1. Let nails go nude
It’s a well-known fact that podiatrists don’t like polish. “It forms a barrier over nails and contains chemicals that can harm the nail plate,” Miltchin says. “Nails become brittle and change colour with long-term use.” And lack of sterilization at salons spreads common infections, such as nail fungus. Leave nails au naturel in the cooler months, and see a podiatrist if you notice any white or yellow patches.

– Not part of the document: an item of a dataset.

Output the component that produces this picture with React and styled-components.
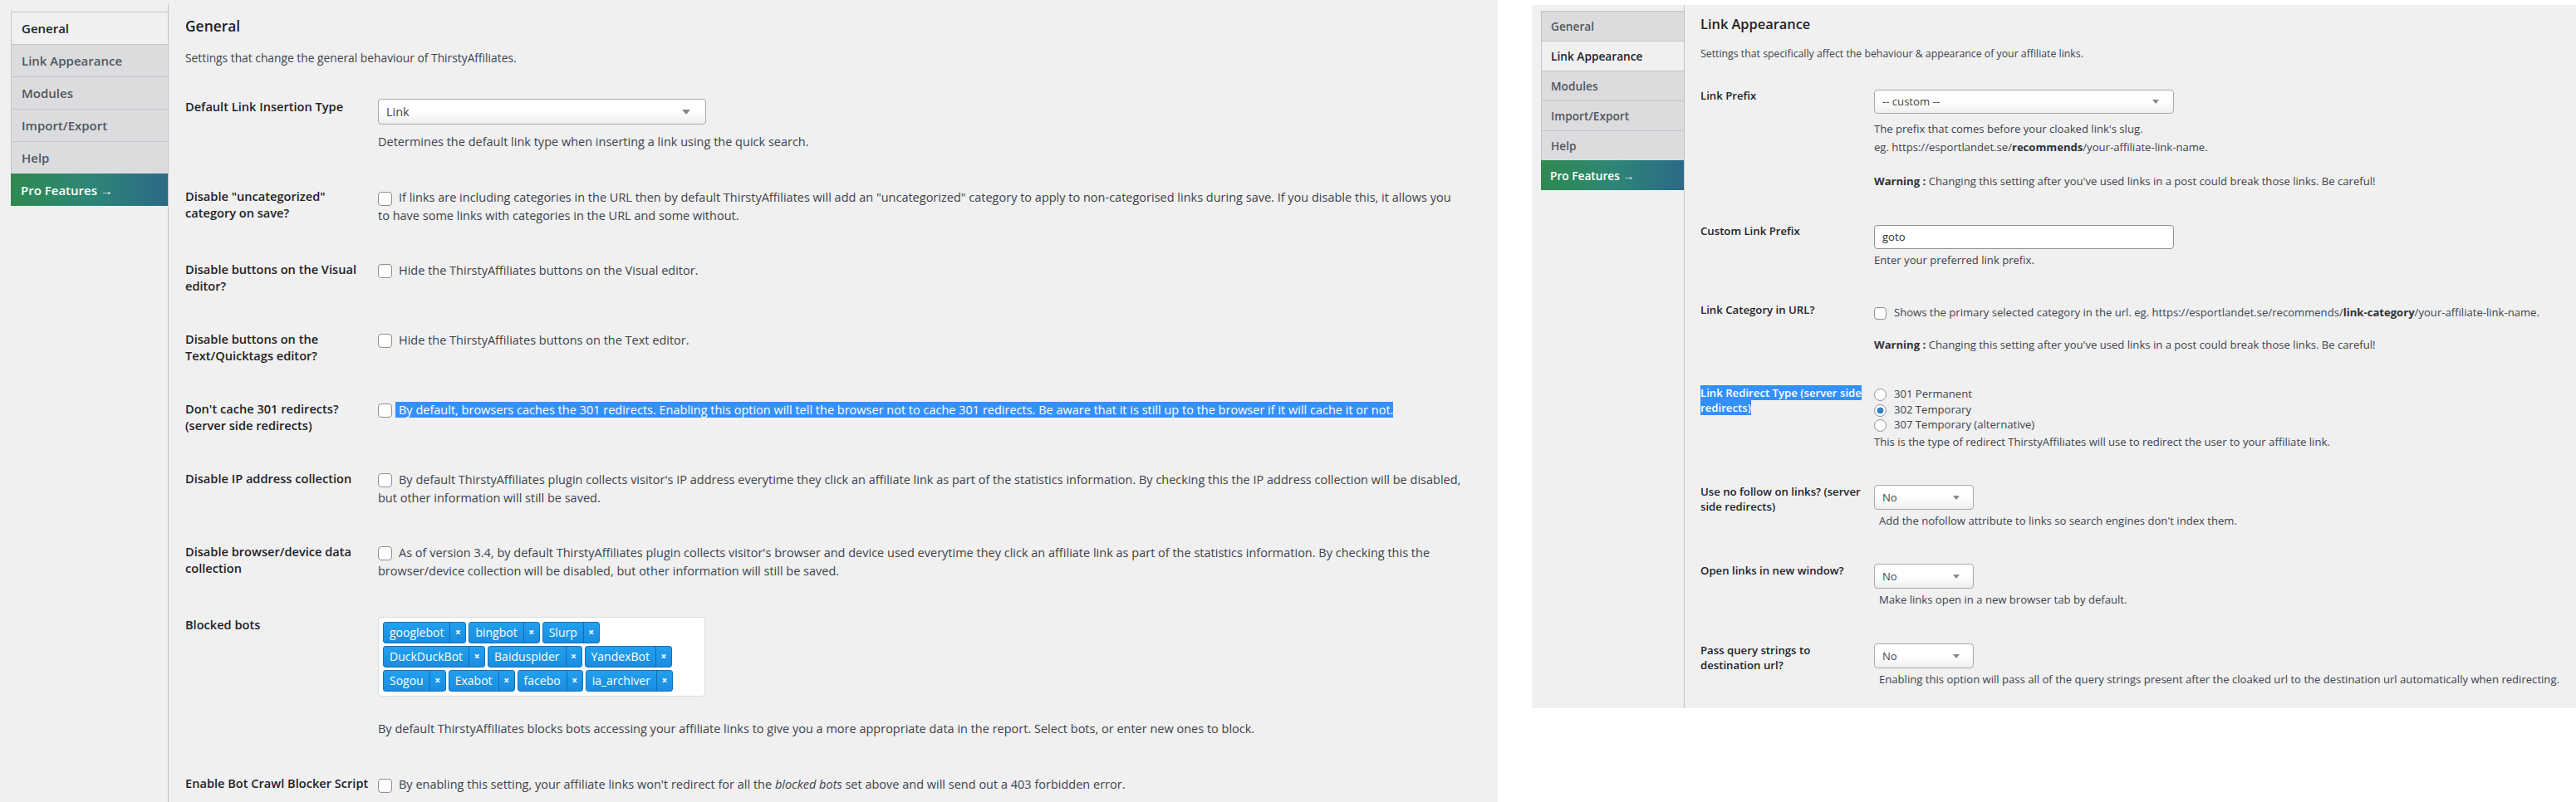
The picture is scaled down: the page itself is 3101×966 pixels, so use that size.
import React from 'react'
import styled, { createGlobalStyle, ThemeProvider } from 'styled-components'

// two screenshots of the same settings page, taken at different zoom levels
const large = {
  panelW: 1803, panelH: 966, panelTop: 0, panelLeft: 0,
  sideMt: 4, sidePt: 10, sideMl: 13, sideW: 189,
  tabH: 39, tabFs: 15, tabPl: 12,
  contentPt: 19, contentPl: 20,
  h2Fs: 17.4, h2Lh: 24, introMt: 16, introFs: 13.8, introLh: 22,
  labelW: 232, labelFs: 14.6, labelLh: 20,
  fieldFs: 14.5, fieldLh: 22, fieldPt: 1,
  check: 17, checkGap: 8,
}

const small = {
  panelW: 1257, panelH: 847, panelTop: 6, panelLeft: 41,
  sideMt: 0, sidePt: 7, sideMl: 11, sideW: 172,
  tabH: 36, tabFs: 13.7, tabPl: 11,
  contentPt: 12, contentPl: 19,
  h2Fs: 16.4, h2Lh: 22, introMt: 14, introFs: 12.3, introLh: 21,
  labelW: 209, labelFs: 13.2, labelLh: 18,
  fieldFs: 13.1, fieldLh: 21, fieldPt: 1.5,
  check: 15, checkGap: 9,
}

const GlobalStyle = createGlobalStyle`
  html, body {
    margin: 0;
    padding: 0;
    background: #fff;
  }
  body {
    font-family: "Open Sans", "Noto Sans", "Liberation Sans", sans-serif;
  }
  * { box-sizing: border-box; }
`

const Screen = styled.div`
  display: flex;
  align-items: flex-start;
  width: 3101px;
  height: 966px;
  overflow: hidden;
`

const Panel = styled.div`
  display: flex;
  flex: none;
  width: ${({ theme }) => theme.panelW}px;
  height: ${({ theme }) => theme.panelH}px;
  margin-top: ${({ theme }) => theme.panelTop}px;
  margin-left: ${({ theme }) => theme.panelLeft}px;
  background: #f0f0f1;
  overflow: hidden;
`

const Sidebar = styled.nav`
  flex: none;
  width: ${({ theme }) => theme.sideW + theme.sideMl + 1}px;
  margin-top: ${({ theme }) => theme.sideMt}px;
  padding: ${({ theme }) => theme.sidePt}px 0 0 ${({ theme }) => theme.sideMl}px;
  border-right: 1px solid #c3c4c7;
`

const Tab = styled.div`
  display: flex;
  align-items: center;
  height: ${({ theme }) => theme.tabH}px;
  padding-left: ${({ theme }) => theme.tabPl}px;
  border-top: 1px solid #c3c4c7;
  border-left: 1px solid #c3c4c7;
  background: ${({ $active }) => ($active ? '#f0f0f1' : '#dcdcde')};
  color: ${({ $active }) => ($active ? '#1d2327' : '#50575e')};
  font-size: ${({ theme }) => theme.tabFs}px;
  font-weight: 600;
  white-space: nowrap;
`

const ProTab = styled(Tab)`
  border: none;
  background: linear-gradient(to right, #2f8a4f 0%, #2d8676 50%, #2c6a87 100%);
  color: #fff;
`

const Content = styled.main`
  flex: 1;
  min-width: 0;
  padding: ${({ theme }) => theme.contentPt}px 0 0 ${({ theme }) => theme.contentPl}px;
`

const Title = styled.h2`
  margin: 0;
  font-size: ${({ theme }) => theme.h2Fs}px;
  line-height: ${({ theme }) => theme.h2Lh}px;
  font-weight: 600;
  color: #1d2327;
`

const Intro = styled.p`
  margin: ${({ theme }) => theme.introMt}px 0 0;
  font-size: ${({ theme }) => theme.introFs}px;
  line-height: ${({ theme }) => theme.introLh}px;
  color: #3c434a;
  white-space: nowrap;
`

const Row = styled.div`
  display: grid;
  grid-template-columns: ${({ theme }) => theme.labelW}px 1fr;
  align-items: start;
  padding-top: ${({ $pad }) => $pad}px;
`

const Label = styled.div`
  font-size: ${({ theme }) => theme.labelFs}px;
  line-height: ${({ theme }) => theme.labelLh}px;
  font-weight: 600;
  color: #1d2327;
  white-space: nowrap;
`

const Field = styled.div`
  padding-top: ${({ theme }) => theme.fieldPt}px;
  font-size: ${({ theme }) => theme.fieldFs}px;
  line-height: ${({ theme }) => theme.fieldLh}px;
  color: #3c434a;
  white-space: nowrap;
`

const Hint = styled.div`
  margin-top: ${({ $mt }) => $mt || 0}px;
  padding-left: ${({ $indent }) => $indent || 0}px;
  line-height: ${({ $lh, theme }) => $lh || theme.fieldLh}px;
`

const Strong = styled.b`
  font-weight: 700;
  color: #2c3338;
`

const Selected = styled.span`
  background: #3390ff;
  color: #fff;
  padding-left: ${({ $lead }) => $lead || 0}px;
`

const Check = styled.span`
  display: inline-block;
  width: ${({ theme }) => theme.check}px;
  height: ${({ theme }) => theme.check}px;
  margin-right: ${({ $gap, theme }) => $gap ?? theme.checkGap}px;
  border: 1px solid #8c8f94;
  border-radius: 4px;
  background: #fff;
  vertical-align: middle;
`

const Radio = styled.span`
  display: inline-block;
  width: 15px;
  height: 15px;
  margin-right: 9px;
  border: 1px solid #8c8f94;
  border-radius: 50%;
  background: ${({ $on }) =>
    $on ? 'radial-gradient(circle, #3582c4 0 3.6px, #fff 4.2px)' : '#fff'};
  vertical-align: middle;
`

const RadioLine = styled.div`
  line-height: 18.5px;
`

const SelectBox = styled.div`
  display: flex;
  align-items: center;
  justify-content: space-between;
  width: ${({ $w }) => $w}px;
  height: ${({ $h }) => $h}px;
  padding: 0 ${({ $pr }) => $pr}px 0 9px;
  border: 1px solid #aaa;
  border-radius: 4px;
  background: linear-gradient(to bottom, #ffffff 50%, #eeeeee 100%);
  color: #444;
  font-size: ${({ $fs }) => $fs}px;
`

const Caret = styled.span`
  width: 0;
  height: 0;
  border-left: ${({ $s }) => $s}px solid transparent;
  border-right: ${({ $s }) => $s}px solid transparent;
  border-top: ${({ $s }) => $s + 1}px solid #888;
`

const TextInput = styled.div`
  display: flex;
  align-items: center;
  width: 361px;
  height: 29px;
  padding-left: 9px;
  border: 1px solid #8c8f94;
  border-radius: 4px;
  background: #fff;
  color: #2c3338;
`

const TagBox = styled.div`
  display: flex;
  flex-direction: column;
  gap: 3px;
  width: 394px;
  padding: 5px;
  border: 1px solid #dcdcde;
  border-radius: 4px;
  background: #fff;
`

const TagRow = styled.div`
  display: flex;
  gap: 3px;
`

const Tag = styled.div`
  display: flex;
  height: 26px;
  border: 1px solid #0f72c1;
  border-radius: 3px;
  background: linear-gradient(to bottom, #22a0ef, #1a8ce0);
  color: #fff;
  font-size: 14px;
  line-height: 24px;
`

const TagText = styled.span`
  padding: 0 7px;
  border-right: 1px solid #0f6cb5;
`

const TagX = styled.span`
  display: flex;
  align-items: center;
  justify-content: center;
  width: 18px;
  font-size: 12px;
  font-weight: 700;
`

const Select = ({ w, h, fs, pr, caret, children }) => (
  <SelectBox $w={w} $h={h} $fs={fs} $pr={pr}>
    <span>{children}</span>
    <Caret $s={caret} />
  </SelectBox>
)

const Tabs = ({ active }) => (
  <Sidebar>
    {['General', 'Link Appearance', 'Modules', 'Import/Export', 'Help'].map((name) => (
      <Tab key={name} $active={name === active}>{name}</Tab>
    ))}
    <ProTab>Pro Features →</ProTab>
  </Sidebar>
)

const bots = [
  ['googlebot', 'bingbot', 'Slurp'],
  ['DuckDuckBot', 'Baiduspider', 'YandexBot'],
  ['Sogou', 'Exabot', 'facebo', 'ia_archiver'],
]

const GeneralPanel = () => (
  <ThemeProvider theme={large}>
    <Panel>
      <Tabs active="General" />
      <Content>
        <Title>General</Title>
        <Intro>Settings that change the general behaviour of ThirstyAffiliates.</Intro>

        <Row $pad={37}>
          <Label>Default Link Insertion Type</Label>
          <Field>
            <Select w={395} h={31} fs={14.5} pr={18} caret={5}>Link</Select>
            <Hint $mt={9.5}>Determines the default link type when inserting a link using the quick search.</Hint>
          </Field>
        </Row>

        <Row $pad={44.5}>
          <Label>Disable "uncategorized"<br />category on save?</Label>
          <Field>
            <Check />If links are including categories in the URL then by default ThirstyAffiliates will add an "uncategorized" category to apply to non-categorised links during save. If you disable this, it allows you
            <br />to have some links with categories in the URL and some without.
          </Field>
        </Row>

        <Row $pad={42.5}>
          <Label>Disable buttons on the Visual<br />editor?</Label>
          <Field><Check />Hide the ThirstyAffiliates buttons on the Visual editor.</Field>
        </Row>

        <Row $pad={44}>
          <Label>Disable buttons on the<br />Text/Quicktags editor?</Label>
          <Field><Check />Hide the ThirstyAffiliates buttons on the Text editor.</Field>
        </Row>

        <Row $pad={44}>
          <Label>Don't cache 301 redirects?<br />(server side redirects)</Label>
          <Field>
            <Check $gap={4} />
            <Selected $lead={4}>By default, browsers caches the 301 redirects. Enabling this option will tell the browser not to cache 301 redirects. Be aware that it is still up to the browser if it will cache it or not.</Selected>
          </Field>
        </Row>

        <Row $pad={44}>
          <Label>Disable IP address collection</Label>
          <Field>
            <Check />By default ThirstyAffiliates plugin collects visitor's IP address everytime they click an affiliate link as part of the statistics information. By checking this the IP address collection will be disabled,
            <br />but other information will still be saved.
          </Field>
        </Row>

        <Row $pad={43}>
          <Label>Disable browser/device data<br />collection</Label>
          <Field>
            <Check />As of version 3.4, by default ThirstyAffiliates plugin collects visitor's browser and device used everytime they click an affiliate link as part of the statistics information. By checking this the
            <br />browser/device collection will be disabled, but other information will still be saved.
          </Field>
        </Row>

        <Row $pad={43}>
          <Label>Blocked bots</Label>
          <Field>
            <TagBox>
              {bots.map((row, i) => (
                <TagRow key={i}>
                  {row.map((bot) => (
                    <Tag key={bot}>
                      <TagText>{bot}</TagText>
                      <TagX>×</TagX>
                    </Tag>
                  ))}
                </TagRow>
              ))}
            </TagBox>
            <Hint $mt={28.3}>By default ThirstyAffiliates blocks bots accessing your affiliate links to give you a more appropriate data in the report. Select bots, or enter new ones to block.</Hint>
          </Field>
        </Row>

        <Row $pad={44.7}>
          <Label>Enable Bot Crawl Blocker Script</Label>
          <Field>
            <Check />By enabling this setting, your affiliate links won't redirect for all the <i>blocked bots</i> set above and will send out a 403 forbidden error.
          </Field>
        </Row>
      </Content>
    </Panel>
  </ThemeProvider>
)

const Warning = ({ mt }) => (
  <Hint $mt={mt}>
    <Strong>Warning :</Strong> Changing this setting after you've used links in a post could break those links. Be careful!
  </Hint>
)

const LinkAppearancePanel = () => (
  <ThemeProvider theme={small}>
    <Panel>
      <Tabs active="Link Appearance" />
      <Content>
        <Title>Link Appearance</Title>
        <Intro>Settings that specifically affect the behaviour &amp; appearance of your affiliate links.</Intro>

        <Row $pad={31.4}>
          <Label>Link Prefix</Label>
          <Field>
            <Select w={361} h={29} fs={13.1} pr={17} caret={4.5}>-- custom --</Select>
            <Hint $mt={7.5} $lh={22}>
              The prefix that comes before your cloaked link's slug.
              <br />eg. https://esportlandet.se/<Strong>recommends</Strong>/your-affiliate-link-name.
            </Hint>
            <Warning mt={20} />
          </Field>
        </Row>

        <Row $pad={40}>
          <Label>Custom Link Prefix</Label>
          <Field>
            <TextInput>goto</TextInput>
            <Hint $mt={3.5}>Enter your preferred link prefix.</Hint>
          </Field>
        </Row>

        <Row $pad={40}>
          <Label>Link Category in URL?</Label>
          <Field>
            <Check />Shows the primary selected category in the url. eg. https://esportlandet.se/recommends/<Strong>link-category</Strong>/your-affiliate-link-name.
            <Warning mt={18} />
          </Field>
        </Row>

        <Row $pad={38}>
          <Label>
            <Selected>Link Redirect Type (server side <br />redirects)</Selected>
          </Label>
          <Field>
            <RadioLine><Radio />301 Permanent</RadioLine>
            <RadioLine><Radio $on />302 Temporary</RadioLine>
            <RadioLine><Radio />307 Temporary (alternative)</RadioLine>
            <Hint $mt={1}>This is the type of redirect ThirstyAffiliates will use to redirect the user to your affiliate link.</Hint>
          </Field>
        </Row>

        <Row $pad={40}>
          <Label>Use no follow on links? (server<br />side redirects)</Label>
          <Field>
            <Select w={120} h={30} fs={13.1} pr={16} caret={4.5}>No</Select>
            <Hint $mt={2.5} $indent={6}>Add the nofollow attribute to links so search engines don't index them.</Hint>
          </Field>
        </Row>

        <Row $pad={40}>
          <Label>Open links in new window?</Label>
          <Field>
            <Select w={120} h={30} fs={13.1} pr={16} caret={4.5}>No</Select>
            <Hint $mt={2.5} $indent={6}>Make links open in a new browser tab by default.</Hint>
          </Field>
        </Row>

        <Row $pad={41}>
          <Label>Pass query strings to<br />destination url?</Label>
          <Field>
            <Select w={120} h={30} fs={13.1} pr={16} caret={4.5}>No</Select>
            <Hint $mt={2.5} $indent={6}>Enabling this option will pass all of the query strings present after the cloaked url to the destination url automatically when redirecting.</Hint>
          </Field>
        </Row>
      </Content>
    </Panel>
  </ThemeProvider>
)

export default function App() {
  return (
    <>
      <GlobalStyle />
      <Screen>
        <GeneralPanel />
        <LinkAppearancePanel />
      </Screen>
    </>
  )
}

2. Make feet a family affair
“Does your family doctor ever tell you to take off your socks or walk around?” asks Miltchin. “No. And that’s why it’s important to have your family’s feet examined.” Although it’s never too late, if a podiatrist sees children before age six and corrects any imbalances, they may never develop foot problems in adulthood.
3. Go shoe shopping
Miltchin’s feet are comfortably encased in lace-up running shoes. “I’m not going to say everyone has to wear sneakers, but they are the best shoes.” A study by the American Orthopaedic Foot and Ankle Society found 88 percent of women wear shoes that are too small and 55 percent have bunions. “Women shouldn’t wear heels every day,” says Miltchin. A recent study in Foot & Ankle International found the higher the heel, the greater the pain and risk of deformity. (Heels should be 3/4 inch or less.) Not that ballet flats are much better. “They offer no support or shock absorption and should only be worn if you’re actually doing ballet,” Miltchin says. See some great examples of the types of shoes here.
4. Consider Botox
Mexican researchers recently discovered Botox may be better for relieving the pain of plantar fasciitis than steroids. Miltchin doesn’t use steroids or Botox but has had good results with lasers. (A study in Lasers in Medical Science found lasers help with both pain and healing in people with plantar fasciitis.)
5. Put your feet up
Rest, elevation and compression are the best ways to soothe sore feet. Miltchin also recommends using drying sprays in the morning to reduce sweat and moisturizer at night to keep skin supple. “Moisturizing your feet will help you avoid many problems, such as calluses,” he says. “Just use specifically formulated products, because the skin on your feet is up to 20 times thicker than on your face and body.”